The honeymoon did not last long. As one of the more interesting members of the new government, Veterans Affairs Minister Mijo Crnoja had many novel policy ideas which had nothing to do with veterans, but which still managed to find their way into his statements. One of his proposals was the establishment of the Register of Traitors of Croatian National Interests. Although his idea did not find sufficient support to be implemented for real, some of the self-proclaimed traitors have decided to help and out themselves as traitors on a dedicated website.

However, the real problems for Minister Crnoja were only beginning. Just a few days into his ministerial term, the media reported that he had registered as his official place of residence a small shed in Samobor, while actually living in a normal apartment in Zagreb, which enabled him to pay lower local taxes. The news was followed by many other revelations, about him spending time in prison for hitting a bus driver in the head and about maltreatment of a mother of a child with special needs. After two long days and nights of consultations between HDZ, MOST and Orešković, it was time for Crnoja to go. Resigning just six days after becoming a minister, he entered history as the minister with the shortest term in office in Croatian political history. More than a month later, the Veterans Affairs Minister post remains vacant.

While Crnoja was the most controversial among ministers, he was hardly the only one who attracted media interest for all the wrong reasons. Culture Minister Zlatko Hasanbegović has a history of giving what some have called pro-fascist statements. Protests against his appointment started even before the official appointment and have continued since, including among representatives of the Croatian cultural sector and international organizations like Simon Wiesenthal Centre. The controversies continued, especially after a magazine published a photo of a young Hasanbegović wearing a cap which looked awfully similar to caps used by members of the Ustashe movement during the World War II. Still, after Crnoja’s resignation, the government could hardly have allowed another minister go in such a short period, so he remained as minister after giving a statement in which he tried to explain his position.

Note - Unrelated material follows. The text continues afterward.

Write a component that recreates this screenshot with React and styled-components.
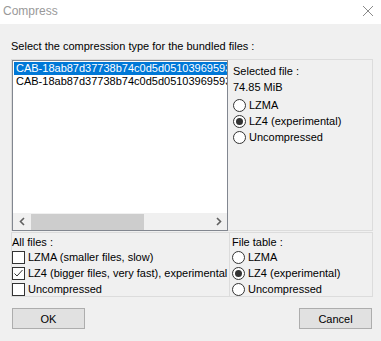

While Crnoja and Hasanbegović entered the government as part of the HDZ quota, the third controversial minister was a member of MOST. Some media reported that Economy Minister Tomislav Panenić was fired from an earlier job due to theft of Styrofoam. The Minister denied the accusations saying that he donated a small amount of Styrofoam to a needy family, and since no new damaging information surfaced, it would seem he is safe for now.

Ministerial controversies continued mid-February when Science Minister Predrag Šustar raised some eyebrows saying that the issue of evolution theory has not been settled and mentioned the possibility that God was the designer of the world. He later backtracked a little and explained himself, so the media storm did not last long.

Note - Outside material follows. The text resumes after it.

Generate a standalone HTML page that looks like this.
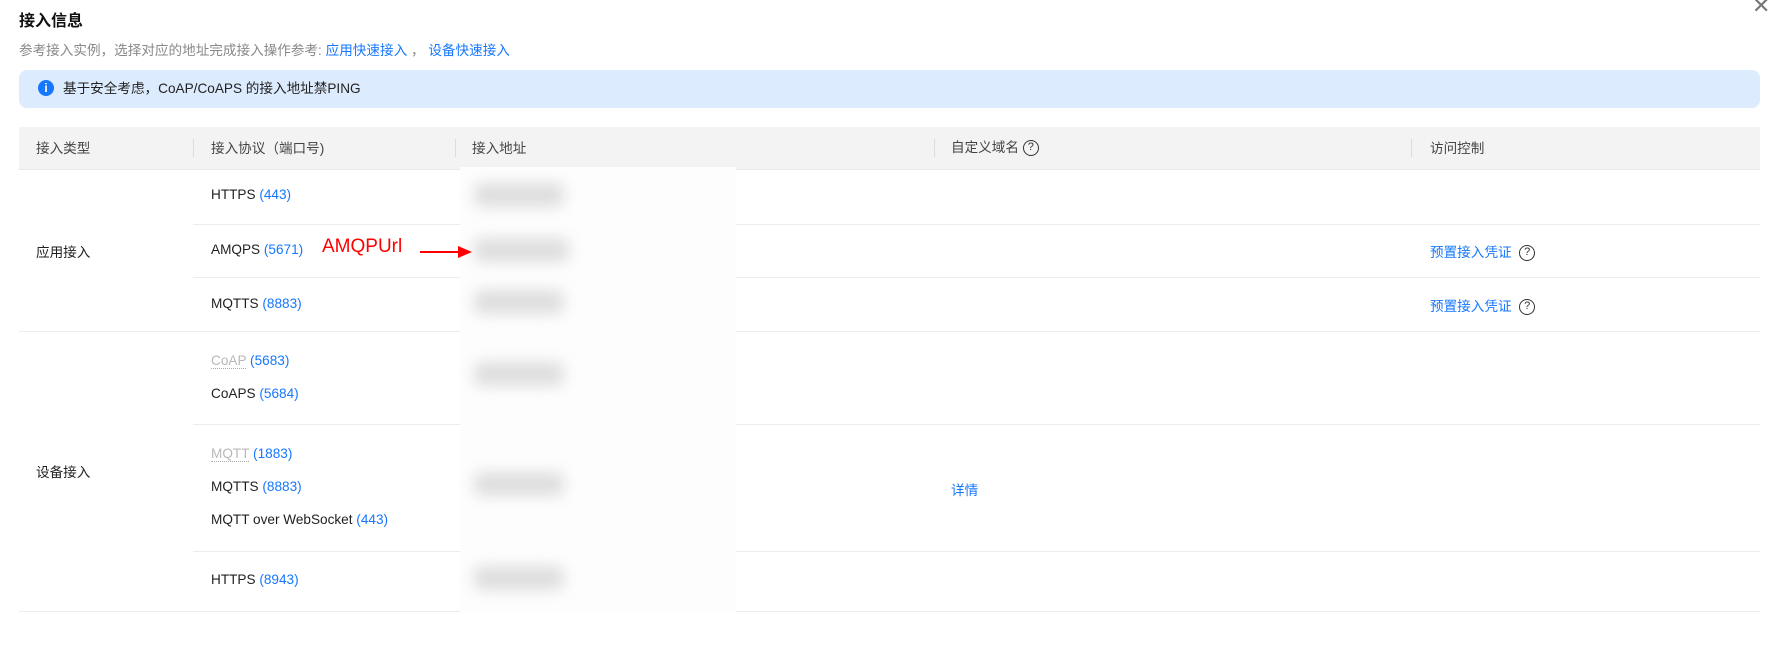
<!DOCTYPE html>
<html><head><meta charset="utf-8"><style>
*{margin:0;padding:0;box-sizing:border-box}
body{width:1779px;height:654px;background:#fff;position:relative;overflow:hidden;font-family:"Liberation Sans","Noto Sans CJK SC",sans-serif;font-size:13.6px;color:#1f1f1f}
.a{position:absolute;white-space:nowrap}
.b{color:#1677ff}
.g{color:#b8b8b8;border-bottom:1px dotted #aaa}
.ln{position:absolute;height:1px;background:#ececec}
.q{display:inline-block;width:16px;height:16px;border:1.3px solid #333;border-radius:50%;font-size:11px;text-align:center;line-height:13px;color:#333;vertical-align:middle}
.blob{position:absolute;background:#dedede;filter:blur(7px);border-radius:8px}
</style></head><body>
<div class="a" style="left:19px;top:7px;font-size:16px;font-weight:bold;color:#111">接入信息</div>
<div class="a" style="left:1752px;top:-7px;font-size:22px;color:#777">✕</div>
<div class="a" style="left:19px;top:39px;color:#888">参考接入实例，选择对应的地址完成接入操作参考: <span class="b">应用快速接入</span> ， <span class="b">设备快速接入</span></div>
<div class="a" style="left:19px;top:70px;width:1741px;height:38px;background:#dcebfd;border-radius:8px"></div>
<div class="a" style="left:38px;top:80px;width:16px;height:16px;border-radius:50%;background:#1677ff;color:#fff;font-size:12px;font-weight:bold;text-align:center;line-height:16px">i</div>
<div class="a" style="left:63px;top:77px;color:#222">基于安全考虑，CoAP/CoAPS 的接入地址禁PING</div>
<div class="a" style="left:19px;top:127px;width:1741px;height:43px;background:#f3f3f3;border-bottom:1px solid #e8e8e8"></div>
<div class="a" style="left:193px;top:139px;width:1px;height:18px;background:#ddd"></div>
<div class="a" style="left:455px;top:139px;width:1px;height:18px;background:#ddd"></div>
<div class="a" style="left:934px;top:139px;width:1px;height:18px;background:#ddd"></div>
<div class="a" style="left:1411px;top:139px;width:1px;height:18px;background:#ddd"></div>
<div class="a" style="left:36px;top:137px;color:#444">接入类型</div>
<div class="a" style="left:211px;top:137px;color:#444">接入协议（端口号)</div>
<div class="a" style="left:472px;top:137px;color:#444">接入地址</div>
<div class="a" style="left:951px;top:136px;color:#444">自定义域名 <span class="q">?</span></div>
<div class="a" style="left:1430px;top:137px;color:#444">访问控制</div>
<div class="ln" style="left:193px;top:224px;width:1567px"></div>
<div class="ln" style="left:193px;top:277px;width:1567px"></div>
<div class="ln" style="left:19px;top:331px;width:1741px"></div>
<div class="ln" style="left:193px;top:424px;width:1567px"></div>
<div class="ln" style="left:193px;top:551px;width:1567px"></div>
<div class="ln" style="left:19px;top:611px;width:1741px"></div>
<div class="a" style="left:460px;top:167px;width:276px;height:445px;background:#fdfdfd"></div>
<div class="blob" style="left:474px;top:183px;width:90px;height:24px"></div>
<div class="blob" style="left:474px;top:238px;width:95px;height:24px"></div>
<div class="blob" style="left:474px;top:290px;width:90px;height:24px"></div>
<div class="blob" style="left:474px;top:362px;width:90px;height:24px"></div>
<div class="blob" style="left:474px;top:472px;width:90px;height:24px"></div>
<div class="blob" style="left:474px;top:566px;width:90px;height:24px"></div>
<div class="a" style="left:36px;top:241px">应用接入</div>
<div class="a" style="left:36px;top:461px">设备接入</div>
<div class="a" style="left:211px;top:187px">HTTPS <span class="b">(443)</span></div>
<div class="a" style="left:211px;top:242px">AMQPS <span class="b">(5671)</span></div>
<div class="a" style="left:211px;top:296px">MQTTS <span class="b">(8883)</span></div>
<div class="a" style="left:211px;top:353px"><span class="g">CoAP</span> <span class="b">(5683)</span></div>
<div class="a" style="left:211px;top:386px">CoAPS <span class="b">(5684)</span></div>
<div class="a" style="left:211px;top:446px"><span class="g">MQTT</span> <span class="b">(1883)</span></div>
<div class="a" style="left:211px;top:479px">MQTTS <span class="b">(8883)</span></div>
<div class="a" style="left:211px;top:512px">MQTT over WebSocket <span class="b">(443)</span></div>
<div class="a" style="left:211px;top:572px">HTTPS <span class="b">(8943)</span></div>
<div class="a" style="left:322px;top:236px;color:#f00;font-size:19px">AMQPUrl</div>
<svg class="a" style="left:418px;top:245px" width="56" height="14"><line x1="2" y1="7" x2="44" y2="7" stroke="#f00" stroke-width="2"/><polygon points="40,1 54,7 40,13" fill="#f00"/></svg>
<div class="a b" style="left:951px;top:479px">详情</div>
<div class="a" style="left:1430px;top:241px"><span class="b">预置接入凭证</span> &nbsp;<span class="q">?</span></div>
<div class="a" style="left:1430px;top:295px"><span class="b">预置接入凭证</span> &nbsp;<span class="q">?</span></div>
</body></html>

To be fair, it is not just the ministers who are controversial. Just a few days ago, the selection of Deputy Tourism Minister also raised eyebrows. Robert Pauletić is a well-known Croatian globetrotter and the youngest quiz-master in Croatian history, but is unfortunately prone to writing articles and posts about foreign tourists which hardly make him an ideal Deputy Tourism Minister. He explained it all away as being examples of his unique kind of humour and satire.

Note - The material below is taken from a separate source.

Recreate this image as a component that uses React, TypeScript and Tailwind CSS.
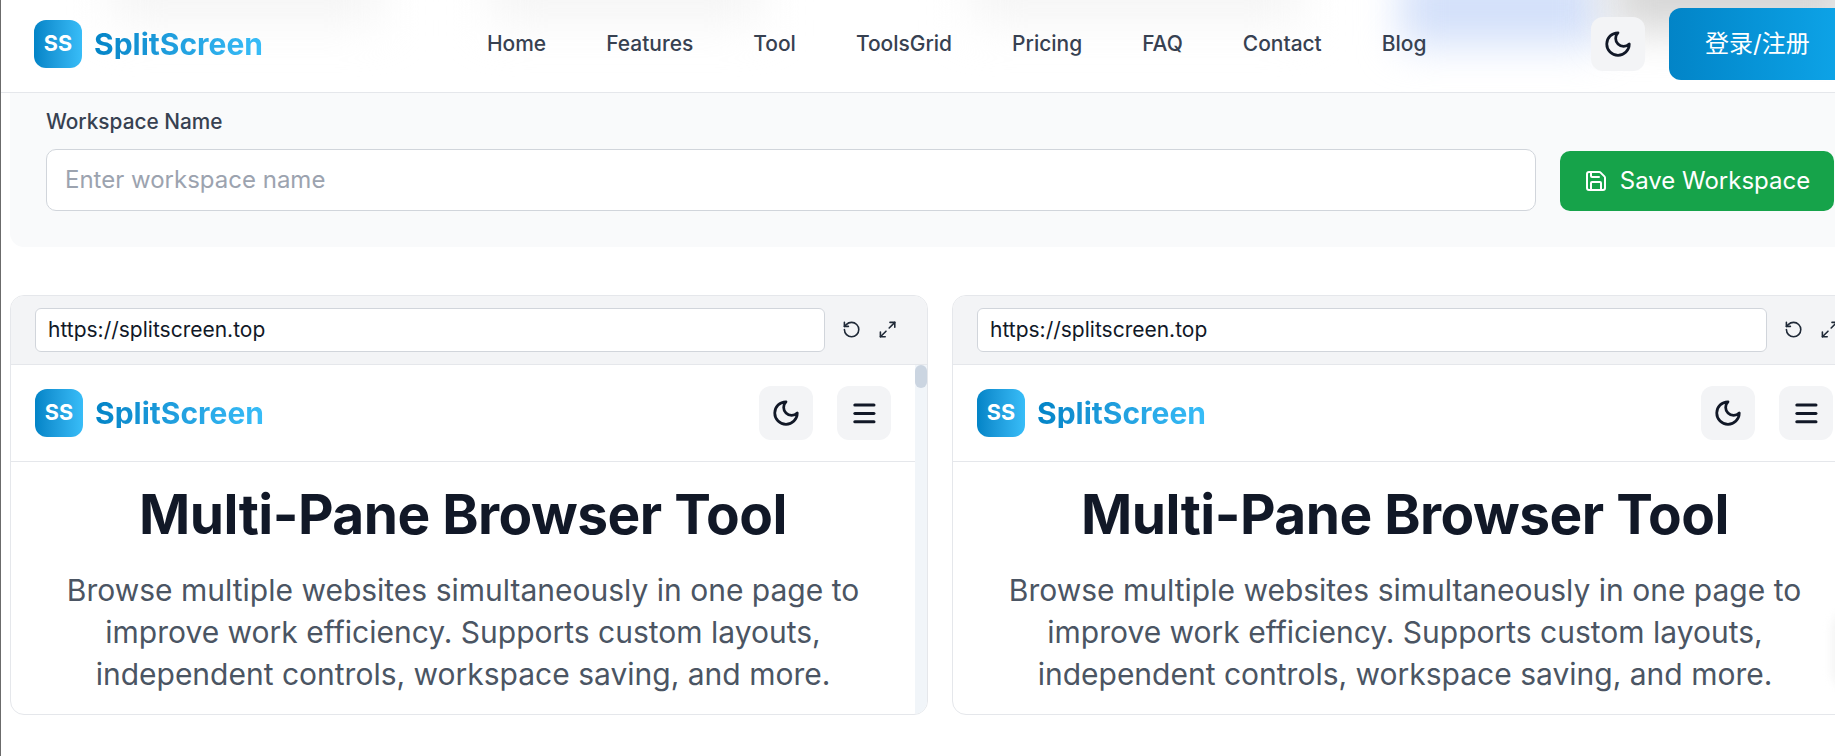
import { Menu, Save, RotateCcw, Maximize2 } from "lucide-react";

const NAV_LINKS = ["Home", "Features", "Tool", "ToolsGrid", "Pricing", "FAQ", "Contact", "Blog"];

const MoonIcon = () => (
  <svg viewBox="0 0 24 24" fill="none" stroke="currentColor" strokeWidth="2.2" strokeLinecap="round" strokeLinejoin="round" className="w-[30px] h-[30px] text-[#111827]">
    <path d="M12 3a6 6 0 0 0 9 9 9 9 0 1 1-9-9Z" />
  </svg>
);

const Logo = () => (
  <div className="flex items-center gap-[12px]">
    <div className="w-[48px] h-[48px] rounded-[12px] bg-gradient-to-r from-[#0284c7] to-[#38bdf8] flex items-center justify-center">
      <span className="text-white font-bold text-[21.6px] leading-none">SS</span>
    </div>
    <span className="text-[30px] font-bold leading-none bg-gradient-to-r from-[#0284c7] to-[#38bdf8] bg-clip-text text-transparent">
      SplitScreen
    </span>
  </div>
);

const Pane = () => (
  <div className="w-[918px] h-[420px] shrink-0 rounded-[14px] border border-[#e5e7eb] overflow-hidden flex flex-col bg-white">
    <div className="h-[69px] shrink-0 bg-[#f3f4f6] border-b border-[#e5e7eb] flex items-center pl-[24px]">
      <div className="w-[790px] h-[44px] shrink-0 bg-white border border-[#d1d5db] rounded-[6px] flex items-center pl-[12px] text-[21px] text-[#111827]">
        https://splitscreen.top
      </div>
      <RotateCcw className="w-[19.2px] h-[19.2px] ml-[17px] text-[#1f2937]" />
      <Maximize2 className="w-[19.2px] h-[19.2px] ml-[17px] text-[#1f2937]" />
    </div>
    <div className="flex-1 flex min-h-0">
      <div className="flex-1 min-w-0">
        <div className="h-[97px] border-b border-[#e5e7eb] flex items-center justify-between pl-[24px] pr-[24px]">
          <Logo />
          <div className="flex items-center gap-[24px]">
            <div className="w-[54px] h-[54px] rounded-[12px] bg-[#f3f4f6] flex items-center justify-center">
              <MoonIcon />
            </div>
            <div className="w-[54px] h-[54px] rounded-[12px] bg-[#f3f4f6] flex items-center justify-center">
              <Menu strokeWidth={2.5} className="w-[28.8px] h-[28.8px] text-[#111827]" />
            </div>
          </div>
        </div>
        <div className="px-[24px] text-center">
          <h1 className="mt-[18px] text-[55px] tracking-[-0.52px] leading-[69px] font-bold text-[#111827]">Multi-Pane Browser Tool</h1>
          <p className="mt-[20px] text-[30px] leading-[42px] text-[#4b5563]">
            Browse multiple websites simultaneously in one page to improve work efficiency. Supports custom layouts, independent controls, workspace saving, and more.
          </p>
        </div>
      </div>
      <div className="w-[12px] shrink-0 bg-[#f1f5f9]">
        <div className="h-[23px] rounded-full bg-[#cbd5e1]" />
      </div>
    </div>
  </div>
);

export default function App() {
  return (
    <div className="relative w-screen h-screen overflow-hidden bg-white border-l border-[#6b6b6b] font-['Inter',sans-serif]">
      <header className="relative h-[93px] border-b border-[#e5e7eb] bg-white overflow-hidden">
        {/* blurred page content behind the sticky nav */}
        <div className="absolute left-[110px] top-[-40px] w-[270px] h-[60px] bg-[#f4f4f4] blur-[24px]" />
        <div className="absolute left-[490px] top-[-40px] w-[270px] h-[60px] bg-[#f4f4f4] blur-[24px]" />
        <div className="absolute left-[970px] top-[-40px] w-[330px] h-[60px] bg-[#f4f4f4] blur-[24px]" />
        <div className="absolute left-[1400px] top-[-30px] w-[200px] h-[75px] bg-[#d3e0fa] blur-[20px]" />
        <div className="absolute left-[1610px] top-[-40px] w-[240px] h-[70px] bg-[#d5d5d5] blur-[22px]" />
        <div className="relative h-[88px] flex items-center pl-[33px]">
          <Logo />
          <nav className="absolute left-[486px] top-0 h-full flex items-center gap-[60px] text-[20.96px] font-medium text-[#374151]">
            {NAV_LINKS.map((link) => (
              <span key={link}>{link}</span>
            ))}
          </nav>
          <div className="absolute left-[1590px] top-[17px] w-[54px] h-[54px] rounded-[12px] bg-[#f3f4f6] flex items-center justify-center">
            <MoonIcon />
          </div>
          <div className="absolute left-[1668px] top-[8px] w-[180px] h-[72px] rounded-[12px] bg-gradient-to-r from-[#0284c7] to-[#0ea5e9] flex items-center pl-[36px] text-white text-[24px] font-['Inter','Noto_Sans_CJK_SC',sans-serif]">
            登录/注册
          </div>
        </div>
      </header>
      <main className="pl-[9px] w-[1900px]">
        <section className="h-[154px] w-[1880px] bg-[#f9fafb] rounded-b-[14px] pl-[36px] pt-[15px]">
          <label className="block text-[20.8px] leading-[28px] font-medium text-[#374151]">Workspace Name</label>
          <div className="mt-[13px] w-[1788px] flex items-end gap-[24px]">
            <input
              readOnly
              placeholder="Enter workspace name"
              className="flex-1 h-[62px] bg-white border border-[#d1d5db] rounded-[10px] px-[18px] pb-[2px] text-[24px] placeholder:text-[#9ca3af]"
            />
            <button className="w-[274px] h-[60px] shrink-0 rounded-[10px] bg-[#16a34a] flex items-center justify-center gap-[12px] text-white text-[24px]">
              <Save className="w-[24px] h-[24px]" />
              Save Workspace
            </button>
          </div>
        </section>
        <div className="mt-[48px] flex gap-[24px]">
          <Pane />
          <Pane />
        </div>
      </main>
      {/* faint shadow of a floating button past the right edge */}
      <div className="absolute left-[1830px] top-[610px] w-[40px] h-[80px] rounded-full bg-[#f5f5f5] blur-[4px]" />
    </div>
  );
}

In addition to scandals with ministers, there were some serious policy disagreement in the new government. On 5 February, President Kolinda Grabar Kitarović signed the dismissal of Security Intelligence Agency director Dragan Lozančić for allegedly breaking the law, although no additional details about his alleged infractions have been released. However, for the decision to become official, it is necessary to be countersigned by the Prime Minister. However, the President decided to dismiss Lozančić before coming to a mutual decision with the PM. Even worse, the official announcement about her decision was released at the very moment when the Prime Minister was giving statement to reporters that he and the President would make a joint decision “next week”. It was quite embarrassing for the Prime Minister to be publicly humiliated in such a way, so he decided to postpone his decision seemingly indefinitely. Twenty five days later, Lozančić has still not been officially dismissed. And that is causing a rift within the government, since Karamarko and HDZ support the President’s decision, while MOST does not appear to know what it thinks. The denouement remains to be seen.

Still, there were some good news as well. Interior Minister Vlaho Orepić appears to be one of the more popular and capable new ministers, and he got a lot of good publicity when in February he made a decision to cut costs in his Ministry by taking away official cars from numerous deputies, assistants and police chiefs who used to have an official car available 24 hours a day. It’s not much, but it is something.

Tourism Minister Anton Kliman was also in the spotlight due to some good news. He announced several rounds of major investments in tourism. Although these are private investments, at least the government did not put unnecessary obstacles for investors, which is a welcome change for Croatia. He also managed to convince Construction and Urban Planning Minister Lovro Kuščević to abolish the requirement for tourist rental owners to acquire rather expensive energy certificates.

Investments and reforms – these are two of the most often mentioned words in Croatian politics. While reforms are nowhere to be seen yet, there are some reports that investments might be coming. Government proudly announced that the Prime Minister met with representatives on a major ICT company. Later it was leaked that the company in question was IBM, which could open a technical support centre somewhere in Croatia. We do need all the support we can get.

The latest ministerial controversy involves the still vacant post of Veterans Affairs Minister. A week ago, Tomislav Karamarko announced that HDZ secretary general Milijan Brkić will become the new minister. However, it seems that he made the announcement without consulting either his coalition partners or the Prime Minister, and possibly even Brkić himself. Unfortunately for Karamarko (and Brkić), immediately after Karamarko’s statement, the Police Academy announced that it will restart the proceedings to annul Brkić’s university diploma due to plagiarism. His diploma was already annulled once, but a court repealed the decision due to procedural reasons, without denying that plagiarism occurred. Since MOST is trying to present itself as an honest new political force, it will not be easy for them to accept Brkić’s nomination. However, Brkić is the second most powerful person in HDZ, so HDZ will not give up easily. While the reports about ultimatums have been denied, there are no doubt strong tensions within the ruling coalition, which were confirmed by the duelling press conferences by Božo Petrov and Tomislav Karamarko just this afternoon.

Teething problems are nothing unexpected, but it is quite clear that with the current government there is more than that. We will try to analyze it further in our next review when the government passes its 100th day mark – provided it lasts that long.